Another reason that I didn't see mentioned in the other answers is IP route aggregation. Routing tables are kept according to blocks of IP addresses, rather than individual IP addresses. Otherwise, the tables would get too large, both to maintain and to actually use. Therefore, interfaces inside the same network use IP addresses in the same subnet, and the subnet address block is announced to the outside world. So when you change networks, typically you also change IP addresses so that your address can be aggregated. (This works on a number of levels, starting from your LAN, to your local ISP, to the top tier ISP.) MAC address on the other hand are static. If we based routing on MAC addresses, routing tables would explode in size, in addition to the need of incredibly large overhead of routing protocol messaging for individual addresses.

Answer 9

The MAC address is part of layer 2 of the OSI model, in this case Ethernet.

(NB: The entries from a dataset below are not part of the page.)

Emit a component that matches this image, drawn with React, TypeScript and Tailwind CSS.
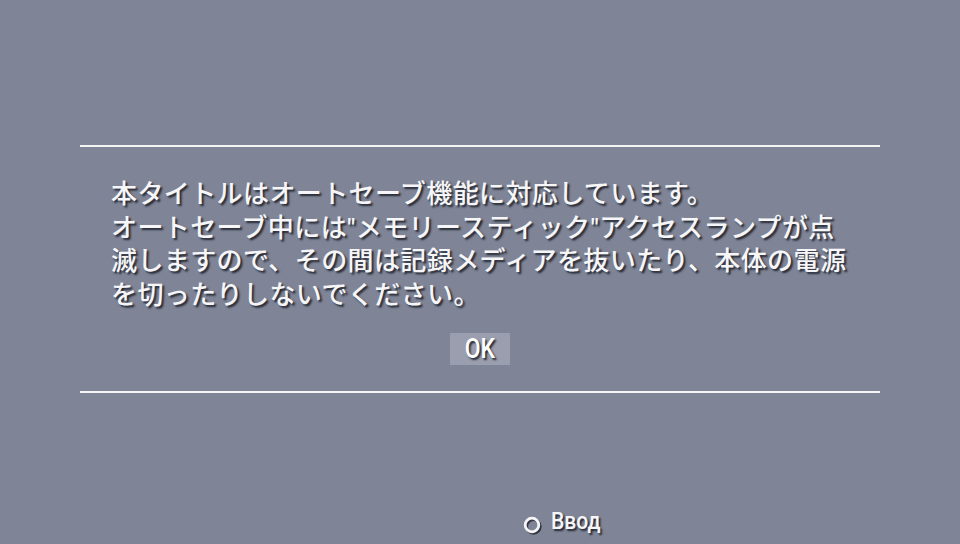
import React from "react";

const shadow = "[text-shadow:2px_2px_2px_rgba(20,22,30,0.85)]";

const Q = () => (
  <span style={{ fontFamily: 'Roboto, "Liberation Sans", sans-serif' }}>"</span>
);

export default function App() {
  const lines: React.ReactNode[] = [
    "本タイトルはオートセーブ機能に対応しています。",
    <>オートセーブ中には<Q />メモリースティック<Q />アクセスランプが点</>,
    "滅しますので、その間は記録メディアを抜いたり、本体の電源",
    "を切ったりしないでください。",
  ];
  return (
    <div className="w-[960px] h-[544px] bg-[#7f8597] flex flex-col items-center overflow-hidden relative" style={{ fontFamily: '"Noto Sans CJK JP", sans-serif' }}>
      <div className="mt-[145px] w-[800px] h-[2px] bg-[#f4f4f6]" />
      <div className="w-[800px] pl-[31px] pt-[28px] text-[26px] text-[#f6f6f8] tracking-[0.4px] font-medium">
        {lines.map((l, i) => (
          <div key={i} className={`whitespace-nowrap h-[33.5px] leading-[33.5px] ${shadow}`}>{l}</div>
        ))}
      </div>
      <div className="mt-[24px] w-[60px] h-[32px] bg-[#9a9eae] flex items-center justify-center">
        <span className={`text-[27px] leading-[32px] text-white font-medium scale-x-[0.85] ${shadow}`} style={{ fontFamily: 'Roboto, "Liberation Sans", sans-serif' }}>OK</span>
      </div>
      <div className="mt-[26px] w-[800px] h-[2px] bg-[#f4f4f6]" />
      <div className="absolute left-[523px] top-[506px] flex items-start">
        <svg width="22" height="22" viewBox="0 0 22 22" className="mt-[10px]">
          <circle cx="10.5" cy="10.5" r="6.8" fill="none" stroke="rgba(20,22,30,0.7)" strokeWidth="2.8" />
          <circle cx="9" cy="9" r="6.8" fill="none" stroke="#f6f6f8" strokeWidth="2.8" />
        </svg>
        <span className={`ml-[6px] mt-[1px] text-[24px] leading-[28px] text-[#f6f6f8] font-medium scale-x-[0.88] origin-left ${shadow}`} style={{ fontFamily: 'Roboto, "Liberation Sans", sans-serif' }}>Ввод</span>
      </div>
    </div>
  );
}
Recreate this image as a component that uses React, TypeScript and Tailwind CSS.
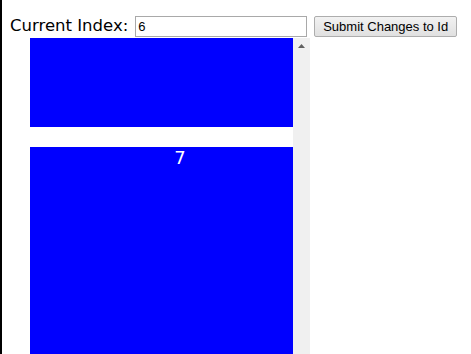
import React from "react";

const items = [6, 7, 8];

export default function App() {
  return (
    <div className="h-[354px] overflow-hidden border-l-2 border-black bg-white font-['DejaVu_Sans',sans-serif]">
      {/* top row */}
      <div className="flex h-[38px] items-end pl-[8px] pb-[1px]">
        <span className="mb-[2px] text-[16.5px] leading-[19px] text-black">Current Index:</span>
        <input
          defaultValue="6"
          className="ml-[7px] h-[21px] w-[172px] border border-[#a9a9a9] bg-white px-[2px] font-['Liberation_Sans',Arial,sans-serif] text-[13px] text-black outline-none"
        />
        <button className="ml-[7px] h-[21px] w-[143px] rounded-[2px] border border-[#adadad] bg-gradient-to-b from-[#f2f2f2] to-[#e0e0e0] font-['Liberation_Sans',Arial,sans-serif] text-[13px] leading-none text-black">
          Submit Changes to Id
        </button>
      </div>

      {/* list with scrollbar */}
      <div className="ml-[28px] flex h-[316px] w-[280px]">
        <div className="w-[263px] overflow-hidden">
          <div className="-mt-[161px] flex flex-col gap-[20px]">
            {items.map((n) => (
              <div
                key={n}
                className="h-[250px] w-[300px] bg-[#0000ff] text-center text-[18px] leading-[21px] text-white"
              >
                {n}
              </div>
            ))}
          </div>
        </div>
        <div className="flex w-[17px] justify-center bg-[#f0f0f0] pt-[6px]">
          <svg width="7" height="4" viewBox="0 0 7 4">
            <path d="M3.5 0 L7 4 L0 4 Z" fill="#606060" />
          </svg>
        </div>
      </div>
    </div>
  );
}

Ethernet is not a routable protocol, so there is no concept of "default route/gateway" at layer 2

IP at layer 3 does have the distinction between local traffic and "everything else via a specific IP"

Answer 10

All other answer are long enough, here is the TLDR:

• Back in ye ol' days, the internet isn't supposed to have a "private IP address", that came after when they realized that there wouldn't be enough IPv4 to go around if the internet continue to gain popularity like this. That is why home internet access nowadays will use private IPv4 but the main router (still on the customer's premises) will have a publicly allocated IPv4 (yes, I know CGNAT exists) which will NAT every packet that came from the private IP side and translated to the public IP side (and vice-versa). The original IPv4 design is to have every internet access device have its unique and publicly reachable IP, this is currently possible with IPv6 because of its very massive amount of addresses.

• Another important thing about the IP address is that it isolates every network segment and requires a router to forward a packet to the network that is unknown to the host (outside the range of the specified netmask).

If you try to get rid of all the IP routing stuff and just straight up use MAC address for routing, all hell broke loose because now everyone will receive everyone's frames because of the nature of L2 forwarding which will flood every unknown frame to everywhere possible.

Answer 11

Why the necessity of associating private IP addresses to each one of the addresses connected?

It is not necessary. You can use only a public IP if you have a public IP range (as you get with IPv6 from your ISP), or no IP at all.

Even if you have public IPs for each device, it is still interesting to have private IPs, too, so you have addresses only accessible from inside your network (i.e. you can have a test webserver in your Raspberry PI bound to a private IP so it can only be reached from your private network), that is why IPv6 have the fe80:: link-local addresses.

Shouldn’t the MAC addresses be enough to forward the information to the correct destination?

It is, in a single network without routing.

Internet is a layered architecture, and each layer has a responsibility. We usually have:

• Physical layer: radio waves or voltage signaling in a wire actually transmitting the bits
• Link layer (usually wifi/ethernet or 4G/5G at consumer ends): handle the gritty details of error correction and retransmissions in the noisy physical environment and identification of who is talking and who is receiving (MAC addresses, in case of ethernet). I would say wifi is a sub-layer inside ethernet, because they work together as a single network.
• Routing layer (IPv4 or IPv6): handle routing across different networks with possibly different data link protocols, like between your home ethernet/wifi with your ISP cable/fiber and beyond, or subnetworks in a corporative network.
• Transport layer (usually TCP or UDP): Creates the abstraction of communication channels between applications, transparently handling messages out of order, duplicated or missing from the lower layers.
• Application layer: application specific.

Theoretically you can suppress the routing layer and implement a TCP-like protocol on top of ethernet (probably there is no RFC for that). But you lose some things:

• Obviously, you lose the ability to talk beyond your local network, as the switch only knows the devices directly linked to it.
• You lose application support, as Firefox (and pretty much every other internet application) doesn't expect MAC addresses and doesn't even know if they are over an ethernet network or something else that may not even have MAC addresses.